The civision's programme of work is driven by UN member States' evolving needs in the area of global investment and enterprise. Its formal mandate is principally determined by the quadrennial UNCTAD Ministerial Conference and its subsidiary bodies, the Trade and Development Board and the Investment, Enterprise and Development Commission.

To holistically serve member States' interests, outputs are impact-oriented and span three interlinked operational spheres: (1) the compilation of a comprehensive body of knowledge through research, data collection and policy analysis; (2) achieving practical outcomes through capacity-building and technical assistance; and (3) contributing to systemic coherence in the area of international investment policy through consensus-building among UN member States.

The DIAE's work programme spans two flagships – the World Investment Report and the World Investment Forum – and seven core products and/or services: the investment policy monitor and the global investment trends monitor; International Investment Agreements; investment policy reviews; investment information systems; the Investment Facilitation Compact; entrepreneurship development and International Standards for Accounting and Reporting.

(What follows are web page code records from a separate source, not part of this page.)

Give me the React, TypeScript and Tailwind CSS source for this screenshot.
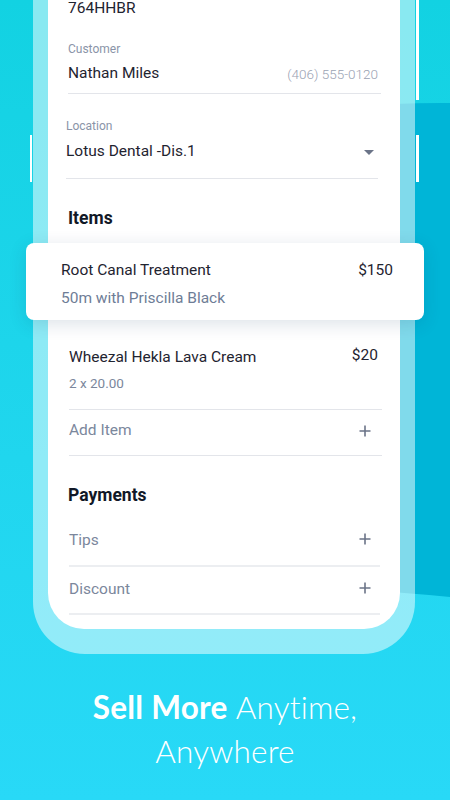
const Plus = () => (
  <svg width="12" height="12" viewBox="0 0 12 12" className="text-[#6b7488]">
    <path d="M6 0.5v11M0.5 6h11" stroke="currentColor" strokeWidth="1.6" />
  </svg>
);

const Caret = () => (
  <svg width="10" height="5" viewBox="0 0 10 5" className="text-[#6b7488]">
    <path d="M0 0h10L5 5z" fill="currentColor" />
  </svg>
);

export default function App() {
  return (
    <div className="relative w-[450px] h-[800px] overflow-hidden bg-gradient-to-b from-[#12d2e2] to-[#28d9f7] font-['Roboto',sans-serif]">
      {/* darker blob behind the phone */}
      <svg className="absolute inset-0" width="450" height="800" viewBox="0 0 450 800">
        <path d="M230 125 Q340 102 450 103 L450 597 Q360 588 230 582 Z" fill="#00b5d7" />
      </svg>

      <div className="relative flex flex-col">
        {/* Phone frame */}
        <div className="relative mx-[33px] w-[382px] bg-white/50 px-[15px] pb-[25px] rounded-b-[52px]">
          <div className="absolute right-[-4px] top-0 w-[3px] h-[100px] bg-white" />
          <div className="absolute right-[-4px] top-[135px] w-[3px] h-[47px] bg-white" />
          <div className="absolute left-[-3px] top-[135px] w-[2px] h-[47px] bg-white" />

          {/* Screen */}
          <div className="bg-white rounded-b-[36px] pb-[14px] flex flex-col">
            <div className="pl-[20px] h-[16px] leading-[16px] text-[15.5px] text-[#1f2430]">764HHBR</div>

            <div className="pl-[20px] pr-[19px]">
              <div className="mt-[26px] h-[14px] leading-[14px] text-[12px] text-[#8a94a8]">Customer</div>
              <div className="mt-[8px] h-[20px] flex items-center justify-between">
                <span className="text-[15.5px] text-[#1f2430]">Nathan Miles</span>
                <span className="text-[13.5px] font-light text-[#9aa2b3] pr-[3px]">(406) 555-0120</span>
              </div>
              <div className="mt-[9px] border-b border-[#e3e5ea]" />
            </div>

            <div className="pl-[18px] pr-[22px]">
              <div className="mt-[25px] h-[14px] leading-[14px] text-[12px] text-[#8a94a8]">Location</div>
              <div className="mt-[9px] h-[20px] flex items-center justify-between">
                <span className="text-[15.5px] text-[#1f2430]">Lotus Dental -Dis.1</span>
                <span className="pr-[4px] flex"><Caret /></span>
              </div>
              <div className="mt-[16px] border-b border-[#e3e5ea]" />
            </div>

            <div className="pl-[20px] mt-[29px] h-[20px] leading-[20px] text-[17.5px] font-bold text-[#111827]">Items</div>

            {/* Highlighted item card */}
            <div className="mt-[15px] mx-[-22px] mr-[-24px] bg-white rounded-[8px] shadow-[0_4px_18px_rgba(0,50,90,0.14)] pl-[35px] pr-[31px] pt-[18px] pb-[12px]">
              <div className="h-[20px] flex items-center justify-between text-[15.5px] text-[#1f2430]">
                <span>Root Canal Treatment</span>
                <span>$150</span>
              </div>
              <div className="mt-[7px] h-[20px] leading-[20px] text-[15.5px] text-[#6e7d96]">50m with Priscilla Black</div>
            </div>

            <div className="pl-[21px] pr-[18px]">
              <div className="mt-[27px] h-[20px] flex justify-between text-[15.5px] text-[#1f2430]">
                <span className="leading-[20px]">Wheezal Hekla Lava Cream</span>
                <span className="leading-[16px] pr-[4px]">$20</span>
              </div>
              <div className="mt-[8px] h-[16px] leading-[16px] text-[13.5px] text-[#7b879c]">2 x 20.00</div>
              <div className="mt-[18px] border-b border-[#e3e5ea]" />
              <div className="mt-[11px] h-[20px] flex items-center justify-between">
                <span className="text-[15.5px] text-[#7b879c]">Add Item</span>
                <span className="pr-[11px] flex"><Plus /></span>
              </div>
              <div className="mt-[14px] border-b border-[#e3e5ea]" />
            </div>

            <div className="pl-[20px] mt-[29px] h-[20px] leading-[20px] text-[17.5px] font-bold text-[#111827]">Payments</div>

            <div className="pl-[21px] pr-[20px]">
              <div className="mt-[26px] h-[20px] flex items-center justify-between">
                <span className="text-[15.5px] text-[#7b879c]">Tips</span>
                <span className="pr-[9px] flex mb-[4px]"><Plus /></span>
              </div>
              <div className="mt-[14px] border-b-2 border-[#eceef1]" />
              <div className="mt-[13px] h-[20px] flex items-center justify-between">
                <span className="text-[15.5px] text-[#7b879c]">Discount</span>
                <span className="pr-[9px] flex mb-[4px]"><Plus /></span>
              </div>
              <div className="mt-[13px] border-b-2 border-[#eceef1]" />
            </div>
          </div>
        </div>

        {/* Headline */}
        <div className="mt-[31px] text-center text-white text-[31.5px] leading-[44px] font-['Lato',sans-serif] tracking-[0.2px]">
          <div>
            <span className="font-bold">Sell More</span> <span className="font-light">Anytime,</span>
          </div>
          <div className="font-light">Anywhere</div>
        </div>
      </div>
    </div>
  );
}
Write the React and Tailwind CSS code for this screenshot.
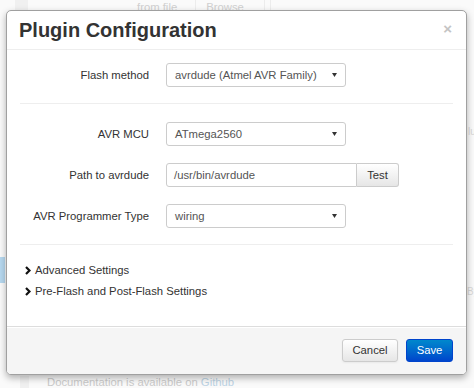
import React from "react";

function Caret() {
  return (
    <svg width="5" height="4" viewBox="0 0 5 4" className="shrink-0 mr-[1px]">
      <path d="M0 0h5L2.5 4z" fill="#333" />
    </svg>
  );
}

function Select({ value }) {
  return (
    <div className="flex items-center justify-between w-[180px] h-[24px] pl-[8px] pr-[7px] bg-white border border-[#cccccc] rounded-[3px] text-[#555]">
      <span>{value}</span>
      <Caret />
    </div>
  );
}

function Row({ label, children }) {
  return (
    <div className="flex items-center gap-[17px]">
      <div className="w-[129px] text-right text-[#333]">{label}</div>
      {children}
    </div>
  );
}

function Chevron() {
  return (
    <svg width="6" height="9" viewBox="0 0 6 9" className="shrink-0">
      <path d="M1 1l3.5 3.5L1 8" stroke="#111" strokeWidth="2.2" fill="none" />
    </svg>
  );
}

export default function App() {
  return (
    <div
      className="relative w-[474px] h-[388px] bg-[#fafafa] overflow-hidden text-[11.3px]"
      style={{ fontFamily: '"Liberation Sans", Arial, sans-serif' }}
    >
      {/* Page behind the dialog */}
      <div className="absolute top-0 left-0 right-0 h-[10px] flex items-end">
        <div className="ml-[15px] w-[13px] h-[10px] bg-[#f0f0f0]"></div>
        <div className="ml-[109px] h-[10px] text-[#d0d0d0] leading-[14px]">from file</div>
        <div className="ml-[18px] w-px h-[10px] bg-[#ececec]"></div>
        <div className="ml-[10px] h-[10px] text-[#d0d0d0] leading-[14px]">Browse</div>
        <div className="ml-[20px] w-px h-[10px] bg-[#ececec]"></div>
        <div className="ml-[5px] w-px h-[10px] bg-[#ececec]"></div>
      </div>
      <div className="absolute left-0 top-[257px] w-[5px] h-[26px] bg-[#b6d8ef]"></div>
      <div className="absolute left-[468px] top-[124px] text-[#d8d8d8] text-[10px]">lu</div>
      <div className="absolute left-[467px] top-[284px] text-[#d8d8d8] text-[10px]">By</div>
      <div className="absolute left-[20px] top-[376px] w-[9px] h-[12px] bg-[#f0f0f0]"></div>
      <div className="absolute left-[47px] top-[374px] text-[#cacaca]">
        Documentation is available on <span className="text-[#bcd3e4]">Github</span>
      </div>

      {/* Dialog */}
      <div className="absolute left-[6px] top-[10px] w-[461px] h-[365px] flex flex-col bg-white border border-[#a0a0a0] rounded-[5px] shadow-[0_3px_7px_rgba(0,0,0,0.3)] overflow-hidden">
        <div className="flex items-center justify-between h-[39px] pl-[12px] pr-[14px] border-b border-[#eeeeee]">
          <h3 className="text-[20px] font-bold text-[#333] leading-none">Plugin Configuration</h3>
          <span className="text-[15px] font-bold text-[#c4c4c4] leading-none mb-[4px]">×</span>
        </div>

        <div className="flex-1 flex flex-col px-[13px] pt-[13px]">
          <Row label="Flash method">
            <Select value="avrdude (Atmel AVR Family)" />
          </Row>
          <div className="h-px bg-[#eeeeee] mt-[16px] mb-[18px]"></div>
          <div className="flex flex-col gap-[17px]">
            <Row label="AVR MCU">
              <Select value="ATmega2560" />
            </Row>
            <Row label="Path to avrdude">
              <div className="flex h-[24px]">
                <div className="w-[191px] flex items-center pl-[7px] border border-[#cccccc] rounded-l-[3px] text-[#555]">
                  /usr/bin/avrdude
                </div>
                <div className="w-[42px] flex items-center justify-center border border-l-0 border-[#cccccc] rounded-r-[3px] bg-gradient-to-b from-white to-[#e6e6e6] text-[#333]">
                  Test
                </div>
              </div>
            </Row>
            <Row label="AVR Programmer Type">
              <Select value="wiring" />
            </Row>
          </div>
          <div className="h-px bg-[#eeeeee] mt-[16px] mb-[15px]"></div>
          <div className="flex flex-col pl-[5px] text-[#333]">
            <div className="flex items-center gap-[4px] h-[21px]">
              <Chevron />
              <span>Advanced Settings</span>
            </div>
            <div className="flex items-center gap-[4px] h-[21px]">
              <Chevron />
              <span>Pre-Flash and Post-Flash Settings</span>
            </div>
          </div>
        </div>

        <div className="h-[48px] flex items-start justify-end gap-[8px] pt-[12px] pr-[13px] bg-[#f5f5f5] border-t border-[#dddddd] shadow-[inset_0_1px_0_#fff]">
          <div className="w-[56px] h-[23px] flex items-center justify-center border border-[#cccccc] rounded-[3px] bg-gradient-to-b from-white to-[#e6e6e6] text-[#333] shadow-[0_1px_2px_rgba(0,0,0,0.05)]">
            Cancel
          </div>
          <div className="w-[47px] h-[23px] flex items-center justify-center border border-[#0044cc] rounded-[3px] bg-gradient-to-b from-[#0088cc] to-[#0044cc] text-white">
            Save
          </div>
        </div>
      </div>
    </div>
  );
}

In addition it maintains the World Investment Network, a subscription-based mailing list of more than 9 000 members to whom the DIAE's work on investment and enterprise is disseminated.

The Division's body of work is highly relevant for policymakers, the private sector, practitioners and academics, and is recognized by government ministries and peer organizations as leading-edge and agenda-setting. It maintains one of the most comprehensive data bases on FDI and M&A statistics, FDI and TNC research and investment regulation, with information and data on more than 200 economies spanning a period of 40 years. Other work is focused in the areas of corporate social responsibility (CSR) and small and medium enterprise (SME) development, while enterprises in 30 countries receive direct, practical support through the Empretec programme.

Several development-related activities are done in partnership with other key international entities. Within the corporate social responsibility ambit, the DIAE has developed, in collaboration with the World Bank, Food and Agriculture Organization of the UN and the International Fund for Agricultural Development, the Principles for Responsible Agricultural Investment (PRAI), which emphasizes the preservation of rights, livelihoods and resources in farming communities.

The Division is also involved in the Sustainable Stock Exchanges project, an initiative to enhance corporate transparency and performance on environmental, social and corporate governance and encourage responsible long-term approaches to investment.

In addition, a key partnership has been forged between UNCTAD and the G20 in the area of investment and development. In service of this partnership, the DIAE supports the work of the G20 in several areas, notably measuring the employment and development impact of investment and promoting private standards for responsible investment. The G20 and DIAE have also issued a joint report on private investment and job creation; and the DIAE collaborates with the OECD on tracking and compiling the annual report on G20 investment measures.

== Organizational structure ==

The DIAE, under guidance of director James Zhan, comprises four branches: Investment Trends and Issues; Investment Policies; Investment Capacity-Building and Enterprise Development. The branches focus on their individual issue areas but also work in concert on flagship outputs of the Division, such as the World Investment Report and the World Investment Forum.

== Select publications, tools and events ==

The DIAE's mainstay products are the annual World Investment Report (WIR) and the World Investment Forum.

The World Investment Forum is a biennial, multi-stakeholder summit designed to facilitate dialogue and action on key emerging investment-related challenges.

The World Investment Report is the primary reference document on global investment issues. Drawing on the expertise of in-house and external international investment specialists, the report compiles comprehensive data, and trends and policy analysis around a particular topical investment theme each year, supplemented by recommendations on how the findings can be harnessed to achieve pro-developmental outcomes. Themes covered in the past included investment in the low-carbon economy (WIR 2010) and non-equity modes of production and development (WIR 2011). The WIR 2012 focused on the need to shape a new generation of investment policies.

Two new tools were developed and launched to better assist policymakers: The Investment Policy Framework for Sustainable Development was released alongside the WIR 2012 and consists of a set of core principles to guide investment policymaking and a framework for the design and negotiation of international investment agreements. The second tool, UNCTAD’s Entrepreneurship Policy Framework, is a practical guideline to assist with promoting a dynamic entrepreneurship culture and facilitating new business start-ups in developing countries, in particular the least-developed (LDCs).

Another core service is the Investment Policy Reviews, conducted upon the request of individual countries. The review comprises a comprehensive and objective evaluation of the legal, regulatory and institutional framework to attract investment at home and from abroad, with a set of recommendations on how the framework could be changed to maximize benefits from investment. The review scope encompasses FDI entry and establishment, treatment and protection of investment, taxation, the business environment and sectoral regulations.